- _DIRECTION_: Copy from the first line below down to and including the line with "</defs></svg>". Skip the pictures.

- _SOURCE EXCERPT_:
------------------------------------------------------------
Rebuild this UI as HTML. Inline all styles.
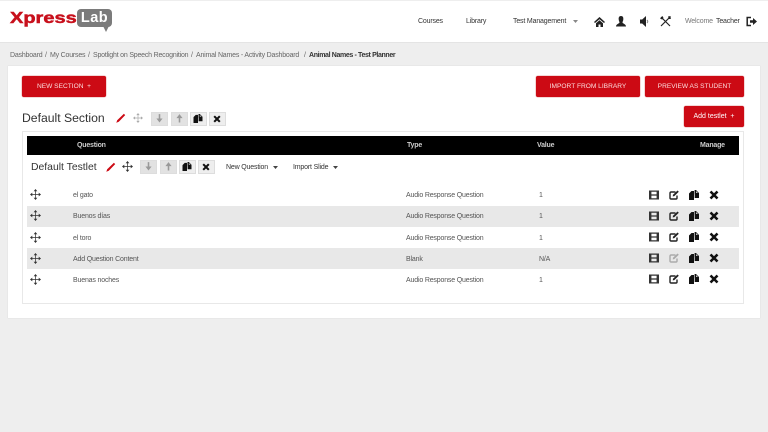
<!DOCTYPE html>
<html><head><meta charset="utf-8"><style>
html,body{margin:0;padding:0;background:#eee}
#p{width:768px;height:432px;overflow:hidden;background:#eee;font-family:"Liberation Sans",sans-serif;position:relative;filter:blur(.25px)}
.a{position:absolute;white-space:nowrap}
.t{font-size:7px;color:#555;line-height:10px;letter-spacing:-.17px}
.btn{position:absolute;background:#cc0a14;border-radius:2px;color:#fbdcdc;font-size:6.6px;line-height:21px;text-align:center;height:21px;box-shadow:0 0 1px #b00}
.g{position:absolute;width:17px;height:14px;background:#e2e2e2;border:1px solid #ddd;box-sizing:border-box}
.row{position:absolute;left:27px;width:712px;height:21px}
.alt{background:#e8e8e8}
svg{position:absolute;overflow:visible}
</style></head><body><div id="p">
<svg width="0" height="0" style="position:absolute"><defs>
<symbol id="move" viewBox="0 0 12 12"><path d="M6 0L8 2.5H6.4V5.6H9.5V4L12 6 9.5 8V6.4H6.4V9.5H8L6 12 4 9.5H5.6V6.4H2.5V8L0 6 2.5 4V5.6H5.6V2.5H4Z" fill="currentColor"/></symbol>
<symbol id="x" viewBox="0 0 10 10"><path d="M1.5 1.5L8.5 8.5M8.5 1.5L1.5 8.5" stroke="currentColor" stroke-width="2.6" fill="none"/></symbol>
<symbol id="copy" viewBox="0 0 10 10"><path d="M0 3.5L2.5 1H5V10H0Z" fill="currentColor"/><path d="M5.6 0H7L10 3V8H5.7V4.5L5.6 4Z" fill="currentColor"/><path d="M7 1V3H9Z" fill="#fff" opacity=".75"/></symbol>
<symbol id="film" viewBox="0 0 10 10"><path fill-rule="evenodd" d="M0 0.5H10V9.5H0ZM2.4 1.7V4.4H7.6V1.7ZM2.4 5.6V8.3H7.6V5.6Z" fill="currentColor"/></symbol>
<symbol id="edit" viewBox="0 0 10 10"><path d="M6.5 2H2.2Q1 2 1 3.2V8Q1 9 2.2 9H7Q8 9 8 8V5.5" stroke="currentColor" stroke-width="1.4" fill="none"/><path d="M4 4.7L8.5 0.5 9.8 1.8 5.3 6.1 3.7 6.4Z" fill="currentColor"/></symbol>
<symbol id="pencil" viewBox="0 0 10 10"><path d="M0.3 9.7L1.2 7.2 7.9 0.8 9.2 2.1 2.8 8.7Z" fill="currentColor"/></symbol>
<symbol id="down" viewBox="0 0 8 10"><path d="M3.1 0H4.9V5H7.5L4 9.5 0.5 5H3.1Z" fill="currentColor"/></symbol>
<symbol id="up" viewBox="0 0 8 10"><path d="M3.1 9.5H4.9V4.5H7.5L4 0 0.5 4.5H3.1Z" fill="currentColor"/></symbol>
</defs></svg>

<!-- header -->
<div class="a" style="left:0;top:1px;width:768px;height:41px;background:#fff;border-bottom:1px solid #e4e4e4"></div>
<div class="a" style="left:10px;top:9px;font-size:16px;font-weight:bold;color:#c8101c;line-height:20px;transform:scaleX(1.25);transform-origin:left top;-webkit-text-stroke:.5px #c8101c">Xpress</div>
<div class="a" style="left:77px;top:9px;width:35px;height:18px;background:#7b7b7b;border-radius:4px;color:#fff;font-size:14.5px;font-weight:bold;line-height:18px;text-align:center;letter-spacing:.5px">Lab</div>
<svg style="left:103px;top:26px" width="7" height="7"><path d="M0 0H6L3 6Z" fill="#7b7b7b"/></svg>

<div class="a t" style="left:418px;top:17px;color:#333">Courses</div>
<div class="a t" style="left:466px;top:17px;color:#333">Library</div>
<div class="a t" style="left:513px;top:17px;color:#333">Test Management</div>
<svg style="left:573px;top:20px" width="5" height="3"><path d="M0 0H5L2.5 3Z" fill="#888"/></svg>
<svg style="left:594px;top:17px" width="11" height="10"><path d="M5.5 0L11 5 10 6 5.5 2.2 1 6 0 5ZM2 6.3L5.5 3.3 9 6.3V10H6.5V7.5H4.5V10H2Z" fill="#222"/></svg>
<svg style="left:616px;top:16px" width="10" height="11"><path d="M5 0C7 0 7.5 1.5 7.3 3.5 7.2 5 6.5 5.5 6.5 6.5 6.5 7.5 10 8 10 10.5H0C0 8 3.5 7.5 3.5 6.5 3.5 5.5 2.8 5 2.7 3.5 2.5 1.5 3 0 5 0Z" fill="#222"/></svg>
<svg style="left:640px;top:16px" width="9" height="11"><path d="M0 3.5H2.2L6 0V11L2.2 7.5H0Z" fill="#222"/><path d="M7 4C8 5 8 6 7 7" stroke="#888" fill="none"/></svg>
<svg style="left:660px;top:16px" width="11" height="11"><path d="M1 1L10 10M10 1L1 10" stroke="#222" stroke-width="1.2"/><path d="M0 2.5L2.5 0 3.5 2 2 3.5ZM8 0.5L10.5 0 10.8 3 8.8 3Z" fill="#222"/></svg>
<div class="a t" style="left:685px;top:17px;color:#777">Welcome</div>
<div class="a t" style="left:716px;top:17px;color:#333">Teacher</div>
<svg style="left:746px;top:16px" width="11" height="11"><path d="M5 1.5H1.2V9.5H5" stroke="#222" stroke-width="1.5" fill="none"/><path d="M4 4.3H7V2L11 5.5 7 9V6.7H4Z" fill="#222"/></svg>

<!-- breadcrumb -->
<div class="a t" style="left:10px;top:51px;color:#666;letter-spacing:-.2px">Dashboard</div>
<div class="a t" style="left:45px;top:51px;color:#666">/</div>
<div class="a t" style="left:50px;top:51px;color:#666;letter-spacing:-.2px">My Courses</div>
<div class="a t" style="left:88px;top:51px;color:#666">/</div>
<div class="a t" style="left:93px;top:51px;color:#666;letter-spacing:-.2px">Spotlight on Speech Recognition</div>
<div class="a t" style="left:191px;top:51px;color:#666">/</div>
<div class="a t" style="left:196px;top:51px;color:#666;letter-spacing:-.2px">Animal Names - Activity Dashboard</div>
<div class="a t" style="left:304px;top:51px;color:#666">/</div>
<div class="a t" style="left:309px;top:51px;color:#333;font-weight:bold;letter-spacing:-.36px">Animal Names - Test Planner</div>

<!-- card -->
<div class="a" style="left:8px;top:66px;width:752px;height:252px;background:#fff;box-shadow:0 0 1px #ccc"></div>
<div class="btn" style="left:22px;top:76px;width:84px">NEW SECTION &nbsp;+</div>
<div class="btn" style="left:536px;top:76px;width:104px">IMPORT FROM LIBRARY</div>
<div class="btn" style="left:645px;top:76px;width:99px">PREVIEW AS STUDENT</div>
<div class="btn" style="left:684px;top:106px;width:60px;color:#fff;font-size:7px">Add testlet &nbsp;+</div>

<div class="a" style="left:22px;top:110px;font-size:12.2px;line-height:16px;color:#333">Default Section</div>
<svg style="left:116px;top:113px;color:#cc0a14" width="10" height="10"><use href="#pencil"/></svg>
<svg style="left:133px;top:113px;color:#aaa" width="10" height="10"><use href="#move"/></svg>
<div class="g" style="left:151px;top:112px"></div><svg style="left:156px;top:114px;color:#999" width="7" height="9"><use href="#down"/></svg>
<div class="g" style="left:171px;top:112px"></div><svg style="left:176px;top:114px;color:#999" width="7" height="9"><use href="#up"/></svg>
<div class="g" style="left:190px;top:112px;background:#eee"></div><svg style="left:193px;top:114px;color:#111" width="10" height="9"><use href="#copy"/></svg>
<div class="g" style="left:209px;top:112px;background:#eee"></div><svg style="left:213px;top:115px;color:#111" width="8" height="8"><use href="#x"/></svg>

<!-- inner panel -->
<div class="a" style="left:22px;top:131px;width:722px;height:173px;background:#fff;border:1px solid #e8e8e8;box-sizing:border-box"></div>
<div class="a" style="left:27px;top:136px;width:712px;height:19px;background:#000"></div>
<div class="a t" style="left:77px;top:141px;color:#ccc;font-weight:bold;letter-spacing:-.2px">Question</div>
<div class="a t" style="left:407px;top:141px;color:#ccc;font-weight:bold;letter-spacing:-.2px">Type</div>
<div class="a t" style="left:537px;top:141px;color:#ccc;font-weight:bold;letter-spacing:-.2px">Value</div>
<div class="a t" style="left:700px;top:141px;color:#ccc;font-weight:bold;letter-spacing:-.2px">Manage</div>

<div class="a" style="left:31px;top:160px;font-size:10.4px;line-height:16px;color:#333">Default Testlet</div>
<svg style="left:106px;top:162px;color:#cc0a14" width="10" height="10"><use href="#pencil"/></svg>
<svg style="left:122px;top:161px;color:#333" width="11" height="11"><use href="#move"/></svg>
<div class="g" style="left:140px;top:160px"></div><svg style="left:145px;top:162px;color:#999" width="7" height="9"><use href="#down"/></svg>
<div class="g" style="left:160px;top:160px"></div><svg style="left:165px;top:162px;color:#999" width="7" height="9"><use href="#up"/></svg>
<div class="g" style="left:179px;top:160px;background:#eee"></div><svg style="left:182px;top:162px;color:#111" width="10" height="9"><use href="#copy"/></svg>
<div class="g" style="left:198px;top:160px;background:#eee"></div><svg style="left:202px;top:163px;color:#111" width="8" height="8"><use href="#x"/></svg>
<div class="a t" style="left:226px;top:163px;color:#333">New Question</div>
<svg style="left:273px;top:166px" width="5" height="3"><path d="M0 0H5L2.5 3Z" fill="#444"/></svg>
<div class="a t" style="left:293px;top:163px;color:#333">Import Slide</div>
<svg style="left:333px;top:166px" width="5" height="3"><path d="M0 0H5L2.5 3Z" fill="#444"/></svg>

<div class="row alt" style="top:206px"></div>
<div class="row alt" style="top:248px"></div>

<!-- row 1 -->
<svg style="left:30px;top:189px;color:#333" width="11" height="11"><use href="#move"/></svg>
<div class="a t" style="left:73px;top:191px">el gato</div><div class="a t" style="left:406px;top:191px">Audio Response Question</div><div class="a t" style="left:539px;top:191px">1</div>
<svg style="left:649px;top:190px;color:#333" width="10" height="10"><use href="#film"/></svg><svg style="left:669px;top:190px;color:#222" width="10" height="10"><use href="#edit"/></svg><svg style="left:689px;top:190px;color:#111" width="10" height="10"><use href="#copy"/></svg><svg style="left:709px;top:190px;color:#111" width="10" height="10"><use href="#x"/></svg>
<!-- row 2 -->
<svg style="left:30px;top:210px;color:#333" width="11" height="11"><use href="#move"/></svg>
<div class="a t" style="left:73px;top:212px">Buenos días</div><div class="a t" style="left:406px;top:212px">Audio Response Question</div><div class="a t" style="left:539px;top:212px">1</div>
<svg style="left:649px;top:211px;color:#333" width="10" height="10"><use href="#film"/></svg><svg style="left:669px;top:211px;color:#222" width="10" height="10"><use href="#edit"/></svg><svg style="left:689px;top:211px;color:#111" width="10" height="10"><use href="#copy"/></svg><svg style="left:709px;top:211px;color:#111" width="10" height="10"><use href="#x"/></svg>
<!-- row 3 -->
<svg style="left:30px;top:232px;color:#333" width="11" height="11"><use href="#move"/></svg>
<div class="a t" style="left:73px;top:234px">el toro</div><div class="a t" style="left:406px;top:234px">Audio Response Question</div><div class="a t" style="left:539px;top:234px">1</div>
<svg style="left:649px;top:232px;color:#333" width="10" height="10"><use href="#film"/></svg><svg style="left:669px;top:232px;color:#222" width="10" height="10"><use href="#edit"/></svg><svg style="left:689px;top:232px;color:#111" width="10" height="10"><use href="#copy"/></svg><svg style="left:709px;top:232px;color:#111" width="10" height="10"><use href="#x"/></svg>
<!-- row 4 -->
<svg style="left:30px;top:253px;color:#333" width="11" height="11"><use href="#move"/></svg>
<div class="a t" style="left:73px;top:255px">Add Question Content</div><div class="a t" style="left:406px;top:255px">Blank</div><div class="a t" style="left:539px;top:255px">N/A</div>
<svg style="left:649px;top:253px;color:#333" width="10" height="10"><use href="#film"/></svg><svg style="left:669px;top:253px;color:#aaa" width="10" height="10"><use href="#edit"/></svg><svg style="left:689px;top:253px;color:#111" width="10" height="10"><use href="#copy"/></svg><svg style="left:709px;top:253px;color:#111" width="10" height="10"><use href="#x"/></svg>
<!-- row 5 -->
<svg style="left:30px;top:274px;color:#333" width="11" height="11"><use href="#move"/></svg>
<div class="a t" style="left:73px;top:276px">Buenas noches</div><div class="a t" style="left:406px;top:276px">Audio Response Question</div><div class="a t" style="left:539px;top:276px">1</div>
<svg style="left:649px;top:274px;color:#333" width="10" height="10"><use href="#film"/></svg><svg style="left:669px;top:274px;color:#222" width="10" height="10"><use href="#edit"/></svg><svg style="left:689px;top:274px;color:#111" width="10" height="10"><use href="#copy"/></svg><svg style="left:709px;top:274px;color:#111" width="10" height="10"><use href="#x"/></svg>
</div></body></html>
------------------------------------------------------------
- _COMPLETED EXERCISE_:
Rebuild this UI as HTML. Inline all styles.
<!DOCTYPE html>
<html><head><meta charset="utf-8"><style>
html,body{margin:0;padding:0;background:#eee}
#p{width:768px;height:432px;overflow:hidden;background:#eee;font-family:"Liberation Sans",sans-serif;position:relative;filter:blur(.25px)}
.a{position:absolute;white-space:nowrap}
.t{font-size:7px;color:#555;line-height:10px;letter-spacing:-.17px}
.btn{position:absolute;background:#cc0a14;border-radius:2px;color:#fbdcdc;font-size:6.6px;line-height:21px;text-align:center;height:21px;box-shadow:0 0 1px #b00}
.g{position:absolute;width:17px;height:14px;background:#e2e2e2;border:1px solid #ddd;box-sizing:border-box}
.row{position:absolute;left:27px;width:712px;height:21px}
.alt{background:#e8e8e8}
svg{position:absolute;overflow:visible}
</style></head><body><div id="p">
<svg width="0" height="0" style="position:absolute"><defs>
<symbol id="move" viewBox="0 0 12 12"><path d="M6 0L8 2.5H6.4V5.6H9.5V4L12 6 9.5 8V6.4H6.4V9.5H8L6 12 4 9.5H5.6V6.4H2.5V8L0 6 2.5 4V5.6H5.6V2.5H4Z" fill="currentColor"/></symbol>
<symbol id="x" viewBox="0 0 10 10"><path d="M1.5 1.5L8.5 8.5M8.5 1.5L1.5 8.5" stroke="currentColor" stroke-width="2.6" fill="none"/></symbol>
<symbol id="copy" viewBox="0 0 10 10"><path d="M0 3.5L2.5 1H5V10H0Z" fill="currentColor"/><path d="M5.6 0H7L10 3V8H5.7V4.5L5.6 4Z" fill="currentColor"/><path d="M7 1V3H9Z" fill="#fff" opacity=".75"/></symbol>
<symbol id="film" viewBox="0 0 10 10"><path fill-rule="evenodd" d="M0 0.5H10V9.5H0ZM2.4 1.7V4.4H7.6V1.7ZM2.4 5.6V8.3H7.6V5.6Z" fill="currentColor"/></symbol>
<symbol id="edit" viewBox="0 0 10 10"><path d="M6.5 2H2.2Q1 2 1 3.2V8Q1 9 2.2 9H7Q8 9 8 8V5.5" stroke="currentColor" stroke-width="1.4" fill="none"/><path d="M4 4.7L8.5 0.5 9.8 1.8 5.3 6.1 3.7 6.4Z" fill="currentColor"/></symbol>
<symbol id="pencil" viewBox="0 0 10 10"><path d="M0.3 9.7L1.2 7.2 7.9 0.8 9.2 2.1 2.8 8.7Z" fill="currentColor"/></symbol>
<symbol id="down" viewBox="0 0 8 10"><path d="M3.1 0H4.9V5H7.5L4 9.5 0.5 5H3.1Z" fill="currentColor"/></symbol>
<symbol id="up" viewBox="0 0 8 10"><path d="M3.1 9.5H4.9V4.5H7.5L4 0 0.5 4.5H3.1Z" fill="currentColor"/></symbol>
</defs></svg>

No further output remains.